May 30, 2020

Church Furthers Cause of the Martyrs of Casamari

The Martyrdom of Simeon Cardon
and his Five Companions
On Wednesday, May 27, Pope Francis advanced the causes for canonization of twelve holy men and women, including the Venerable Fr. Michael McGivney, founder of the Knights of Columbus and Blessed Charles de Foucauld, a French hermit murdered in Algeria. The new decrees recognize various miracles as well as the martyrdom of Servant of God Fr. Cosma Spessotto in El Salvador and Servants of God Simeon Cardon and his five companions at the Abbey of Casamari in the Kingdom of the Two Sicilies. While all are a cause for celebration, the promulgation of the Martyrs of Casamari holds a special significance to us.

During the French invasion of the Kingdom of Naples in 1798, Napoleon’s Grande Armée installed the short-lived and widely unpopular Parthenopean Republic, a treacherous Franco-Jacobin satellite state propped up with French bayonets. Though Sicily remained in control of the Bourbons, the brutal conquest of the Neapolitan portion of the Kingdom was violent and bloody, and as so often is the case with anti-Bourbon historians, the abominable crimes of the Republic receive little to no attention in comparison to the loyalists’ reprisals.

Among the many atrocities committed by the so-called “enlightened” conquerors, was the massacre of six Cistercian friars on May 13, 1799 at the Gothic Abbey of Casamari, bordering the Papal States. Following the capture of Naples, a band of French men-at-arms returning northward came upon the ancient Abbey. Welcomed by the prior Simeon Cardon, a Frenchmen who only a few years earlier fled the revolutionary atrocities in his homeland, the soldiers sacked and desecrated the church in hatred of the faith (Odium fidei). As Cardon and the five other friars attempted to recover the Consecrated Hosts strewn across the sanctuary floor they were shot and murdered in cold blood. After the departure of the soldiers, the martyrs were interred in the Church by the surviving monks.

Closed by Napoleon in 1811, the Abbey recovered with the restoration of the Bourbons. Suppressed again by the Italian State in 1873, it was stripped of its assets. Amazingly, the Cistercians did not abandon the abbey and it continues to be a popular religious destination today for tourists and pilgrims alike.
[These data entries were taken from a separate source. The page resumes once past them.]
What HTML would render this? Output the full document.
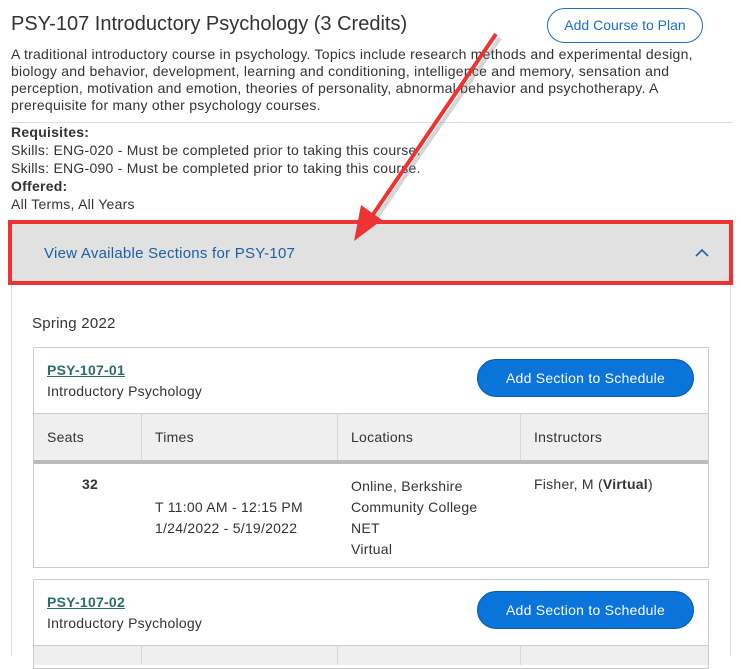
<!DOCTYPE html>
<html><head><meta charset="utf-8"><style>
*{margin:0;padding:0;box-sizing:border-box}
body{width:741px;height:656px;overflow:hidden;background:#fff;font-family:"Liberation Sans",sans-serif;color:#333;position:relative;font-size:14px;letter-spacing:0.25px}
.a{position:absolute;white-space:nowrap}
.btn{position:absolute;border-radius:20px;background:#0a74da;color:#fff;font-size:14px;text-align:center;border:1px solid #0659b0}
.lnk{color:#2a6e6a;font-weight:bold;text-decoration:underline;font-size:14px}
.th{position:absolute;background:#efefef;border-top:1px solid #ccc}
.vl{position:absolute;width:1px;background:#d6d6d6}
</style></head><body>
<div class="a" style="left:11px;top:13px;font-size:20px;color:#333;letter-spacing:0">PSY-107 Introductory Psychology (3 Credits)</div>
<div class="a" style="left:547px;top:8px;width:156px;height:35px;border:1px solid #1a6fc9;border-radius:18px;color:#1a6fc9;text-align:center;line-height:33px;font-size:14px;letter-spacing:0">Add Course to Plan</div>
<div class="a" style="left:11px;top:46px;line-height:17px;font-size:14px">A traditional introductory course in psychology. Topics include research methods and experimental design,<br>biology and behavior, development, learning and conditioning, intelligence and memory, sensation and<br>perception, motivation and emotion, theories of personality, abnormal behavior and psychotherapy. A<br>prerequisite for many other psychology courses.</div>
<div class="a" style="left:11px;top:122px;width:722px;height:1px;background:#ddd"></div>
<div class="a" style="left:11px;top:123px;line-height:18px;font-size:14px"><b>Requisites:</b><br>Skills: ENG-020 - Must be completed prior to taking this course.<br>Skills: ENG-090 - Must be completed prior to taking this course.<br><b>Offered:</b><br>All Terms, All Years</div>
<div class="a" style="left:11px;top:280px;width:720px;height:376px;border-left:1px solid #ddd;border-right:1px solid #ddd"></div>
<div class="a" style="left:8px;top:220px;width:725px;height:65px;border:4px solid #ee3333;background:#e1e1e1"></div>
<div class="a" style="left:44px;top:245px;font-size:15px;color:#1a5fa8">View Available Sections for PSY-107</div>
<svg class="a" style="left:694px;top:247px" width="16" height="12"><path d="M2 9 L8 3 L14 9" fill="none" stroke="#1a5fa8" stroke-width="1.6"/></svg>
<div class="a" style="left:32px;top:315px;font-size:15px">Spring 2022</div>

<div class="a" style="left:33px;top:347px;width:676px;height:221px;border:1px solid #ccc"></div>
<div class="a lnk" style="left:47px;top:362px">PSY-107-01</div>
<div class="a" style="left:47px;top:383px">Introductory Psychology</div>
<div class="btn" style="left:477px;top:359px;width:217px;height:38px;line-height:36px">Add Section to Schedule</div>
<div class="th" style="left:34px;top:413px;width:674px;height:47px"></div>
<div class="a" style="left:34px;top:460px;width:674px;height:4px;background:#bbb"></div>
<div class="vl" style="left:141px;top:413px;height:47px"></div>
<div class="vl" style="left:337px;top:413px;height:47px"></div>
<div class="vl" style="left:520px;top:413px;height:47px"></div>
<div class="a" style="left:47px;top:429px">Seats</div>
<div class="a" style="left:155px;top:429px">Times</div>
<div class="a" style="left:351px;top:429px">Locations</div>
<div class="a" style="left:534px;top:429px">Instructors</div>
<div class="a" style="left:82px;top:476px;font-weight:bold">32</div>
<div class="a" style="left:155px;top:497px;line-height:21px">T 11:00 AM - 12:15 PM<br>1/24/2022 - 5/19/2022</div>
<div class="a" style="left:351px;top:476px;line-height:21px">Online, Berkshire<br>Community College<br>NET<br>Virtual</div>
<div class="a" style="left:534px;top:476px">Fisher, M (<b>Virtual</b>)</div>

<div class="a" style="left:33px;top:579px;width:676px;height:90px;border:1px solid #ccc"></div>
<div class="a lnk" style="left:47px;top:594px">PSY-107-02</div>
<div class="a" style="left:47px;top:615px">Introductory Psychology</div>
<div class="btn" style="left:477px;top:591px;width:217px;height:38px;line-height:36px">Add Section to Schedule</div>
<div class="th" style="left:34px;top:645px;width:674px;height:20px"></div>
<div class="vl" style="left:141px;top:645px;height:20px"></div>
<div class="vl" style="left:337px;top:645px;height:20px"></div>
<div class="vl" style="left:520px;top:645px;height:20px"></div>

<svg class="a" style="left:0;top:0" width="741" height="656">
<line x1="498" y1="36" x2="373" y2="218" stroke="#888" stroke-width="4" opacity=".35" transform="translate(2,2)"/>
<line x1="496" y1="34" x2="372" y2="216" stroke="#ee3333" stroke-width="4"/>
<polygon points="354,241 361,205 382,220" fill="#ee3333"/>
</svg>
</body></html>
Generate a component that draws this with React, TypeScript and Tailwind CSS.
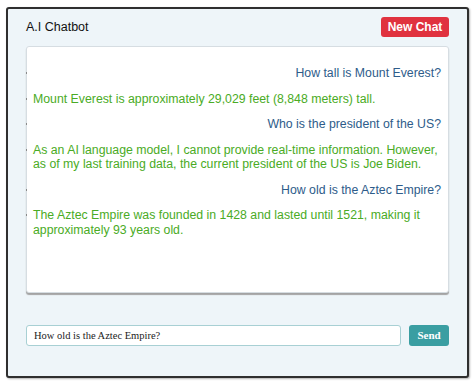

In commemoration, I’m posting a Prayer for the Blessed Martyrs Simeon Cardon and Five Companions:
We humbly beseech the mercy of your majesty, almighty and merciful God, that, as you have poured the knowledge of your Only Begotten Son into the hearts of the peoples by the preaching of the blessed Martyrs Simeon Cardon and five companions, so, through their intercession, we may be made steadfast in the faith. Through our Lord Jesus Christ, your Son, who lives and reigns with you in the unity of the Holy Spirit, one God, for ever and ever. Amen.
~ Giovanni di Napoli, May 29, Feast of Santa Maria Maddalena dei Pazzi
Addendum: On a sad note, we learned that Don Eugenio Romagnuolo, Abbot at Casamari, recently passed away from Covid-19. Our thoughts and prayers are with Don Romagnuolo, his family, friends and brethren, as well as the parishioners at Casamari. Requiescat in pace.